**Your instructions**:
Report each line of the data that has "this" somewhere in it.

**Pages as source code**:
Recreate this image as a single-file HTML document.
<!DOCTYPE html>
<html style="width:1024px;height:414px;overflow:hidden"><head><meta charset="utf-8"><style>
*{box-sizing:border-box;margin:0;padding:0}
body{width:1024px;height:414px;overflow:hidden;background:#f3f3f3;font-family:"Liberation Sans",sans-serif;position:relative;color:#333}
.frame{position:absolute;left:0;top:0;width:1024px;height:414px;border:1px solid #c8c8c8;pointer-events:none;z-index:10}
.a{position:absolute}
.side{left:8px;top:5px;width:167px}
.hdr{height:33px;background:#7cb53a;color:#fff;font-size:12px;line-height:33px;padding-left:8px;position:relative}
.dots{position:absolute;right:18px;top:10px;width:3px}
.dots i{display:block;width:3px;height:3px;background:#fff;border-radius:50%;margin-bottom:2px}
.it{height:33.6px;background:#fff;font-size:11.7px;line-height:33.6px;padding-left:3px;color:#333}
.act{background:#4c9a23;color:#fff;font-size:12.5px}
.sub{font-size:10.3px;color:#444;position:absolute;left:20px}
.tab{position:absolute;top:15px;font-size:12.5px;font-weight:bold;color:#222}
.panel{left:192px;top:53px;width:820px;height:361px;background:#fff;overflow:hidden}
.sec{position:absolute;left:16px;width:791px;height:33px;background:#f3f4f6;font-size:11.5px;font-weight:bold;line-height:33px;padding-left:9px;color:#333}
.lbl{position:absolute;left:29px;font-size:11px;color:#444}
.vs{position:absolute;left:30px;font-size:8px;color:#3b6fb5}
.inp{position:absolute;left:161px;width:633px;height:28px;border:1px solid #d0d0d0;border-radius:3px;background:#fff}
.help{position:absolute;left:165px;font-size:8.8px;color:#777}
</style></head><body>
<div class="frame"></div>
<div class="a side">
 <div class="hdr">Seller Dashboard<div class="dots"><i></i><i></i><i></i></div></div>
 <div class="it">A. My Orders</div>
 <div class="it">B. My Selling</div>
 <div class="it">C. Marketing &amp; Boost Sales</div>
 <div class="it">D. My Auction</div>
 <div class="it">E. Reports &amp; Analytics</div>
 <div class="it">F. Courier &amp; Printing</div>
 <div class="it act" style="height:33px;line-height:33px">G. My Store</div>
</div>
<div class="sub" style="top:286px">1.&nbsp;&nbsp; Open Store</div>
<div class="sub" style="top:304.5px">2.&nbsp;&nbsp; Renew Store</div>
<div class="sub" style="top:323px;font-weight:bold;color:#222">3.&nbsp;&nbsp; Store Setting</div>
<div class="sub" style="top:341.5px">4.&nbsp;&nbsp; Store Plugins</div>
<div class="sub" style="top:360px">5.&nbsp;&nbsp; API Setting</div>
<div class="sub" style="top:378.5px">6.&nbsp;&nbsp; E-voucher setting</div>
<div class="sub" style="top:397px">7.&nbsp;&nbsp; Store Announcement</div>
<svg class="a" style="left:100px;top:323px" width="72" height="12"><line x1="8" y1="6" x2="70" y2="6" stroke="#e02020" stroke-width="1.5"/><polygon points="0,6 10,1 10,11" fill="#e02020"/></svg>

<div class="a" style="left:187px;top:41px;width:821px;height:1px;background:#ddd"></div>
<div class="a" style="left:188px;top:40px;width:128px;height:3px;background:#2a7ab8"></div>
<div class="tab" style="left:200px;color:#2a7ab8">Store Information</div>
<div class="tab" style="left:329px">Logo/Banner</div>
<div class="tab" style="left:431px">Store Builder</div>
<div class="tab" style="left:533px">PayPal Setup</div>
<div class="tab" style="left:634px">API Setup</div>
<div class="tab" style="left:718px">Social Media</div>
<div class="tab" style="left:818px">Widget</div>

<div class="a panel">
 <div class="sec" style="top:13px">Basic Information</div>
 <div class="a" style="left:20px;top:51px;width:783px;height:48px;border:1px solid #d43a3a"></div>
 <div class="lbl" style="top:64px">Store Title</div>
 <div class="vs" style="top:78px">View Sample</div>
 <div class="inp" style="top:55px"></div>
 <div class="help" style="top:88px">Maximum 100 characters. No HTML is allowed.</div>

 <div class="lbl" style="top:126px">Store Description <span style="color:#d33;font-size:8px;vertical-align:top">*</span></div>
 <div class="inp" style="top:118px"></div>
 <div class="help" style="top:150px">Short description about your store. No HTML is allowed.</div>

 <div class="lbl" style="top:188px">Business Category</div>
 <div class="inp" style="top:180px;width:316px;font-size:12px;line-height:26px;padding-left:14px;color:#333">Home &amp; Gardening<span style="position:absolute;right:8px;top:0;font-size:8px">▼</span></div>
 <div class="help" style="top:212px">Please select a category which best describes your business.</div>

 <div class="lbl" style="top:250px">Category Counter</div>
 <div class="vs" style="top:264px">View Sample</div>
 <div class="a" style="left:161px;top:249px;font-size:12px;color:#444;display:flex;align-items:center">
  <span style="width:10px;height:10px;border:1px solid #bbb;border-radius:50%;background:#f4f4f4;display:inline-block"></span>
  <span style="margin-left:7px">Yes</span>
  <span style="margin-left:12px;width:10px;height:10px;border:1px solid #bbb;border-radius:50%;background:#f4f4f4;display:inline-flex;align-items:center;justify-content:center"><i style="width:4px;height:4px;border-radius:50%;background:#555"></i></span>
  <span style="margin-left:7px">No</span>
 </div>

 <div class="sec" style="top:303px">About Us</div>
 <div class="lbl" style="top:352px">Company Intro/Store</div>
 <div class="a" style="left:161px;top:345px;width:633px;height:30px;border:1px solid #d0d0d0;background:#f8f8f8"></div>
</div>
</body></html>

--

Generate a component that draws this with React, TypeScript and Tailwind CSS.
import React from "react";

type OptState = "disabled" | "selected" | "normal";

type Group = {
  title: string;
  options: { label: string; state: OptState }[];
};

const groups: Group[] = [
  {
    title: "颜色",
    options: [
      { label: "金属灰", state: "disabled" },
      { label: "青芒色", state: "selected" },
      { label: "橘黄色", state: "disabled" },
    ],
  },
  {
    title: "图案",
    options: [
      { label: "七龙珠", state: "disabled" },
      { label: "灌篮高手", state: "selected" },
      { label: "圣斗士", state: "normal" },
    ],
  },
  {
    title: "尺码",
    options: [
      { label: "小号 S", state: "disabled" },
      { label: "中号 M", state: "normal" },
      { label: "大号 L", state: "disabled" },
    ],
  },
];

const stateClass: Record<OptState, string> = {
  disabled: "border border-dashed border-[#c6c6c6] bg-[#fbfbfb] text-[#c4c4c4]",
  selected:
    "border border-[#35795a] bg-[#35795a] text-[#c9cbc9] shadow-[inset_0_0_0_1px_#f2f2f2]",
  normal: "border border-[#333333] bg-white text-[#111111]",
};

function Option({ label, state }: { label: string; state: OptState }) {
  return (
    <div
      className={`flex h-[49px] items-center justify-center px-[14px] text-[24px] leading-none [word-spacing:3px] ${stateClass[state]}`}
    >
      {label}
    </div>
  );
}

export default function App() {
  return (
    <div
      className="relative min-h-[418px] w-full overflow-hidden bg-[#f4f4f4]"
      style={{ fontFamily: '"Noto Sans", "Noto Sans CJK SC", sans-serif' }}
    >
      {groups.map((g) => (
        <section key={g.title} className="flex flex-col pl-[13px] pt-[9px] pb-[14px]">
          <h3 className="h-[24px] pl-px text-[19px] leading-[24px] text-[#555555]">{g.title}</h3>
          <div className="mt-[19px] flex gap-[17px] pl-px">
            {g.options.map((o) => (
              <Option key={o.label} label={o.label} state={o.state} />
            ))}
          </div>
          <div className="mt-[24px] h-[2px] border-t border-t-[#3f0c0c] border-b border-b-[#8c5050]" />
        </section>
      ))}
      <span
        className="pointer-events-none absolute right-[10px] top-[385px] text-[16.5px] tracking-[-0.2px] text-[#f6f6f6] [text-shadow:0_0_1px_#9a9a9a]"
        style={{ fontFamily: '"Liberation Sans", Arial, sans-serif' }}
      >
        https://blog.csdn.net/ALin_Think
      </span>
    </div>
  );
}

**Complete answer**:
Recreate this image as a single-file HTML document.
Generate a component that draws this with React, TypeScript and Tailwind CSS.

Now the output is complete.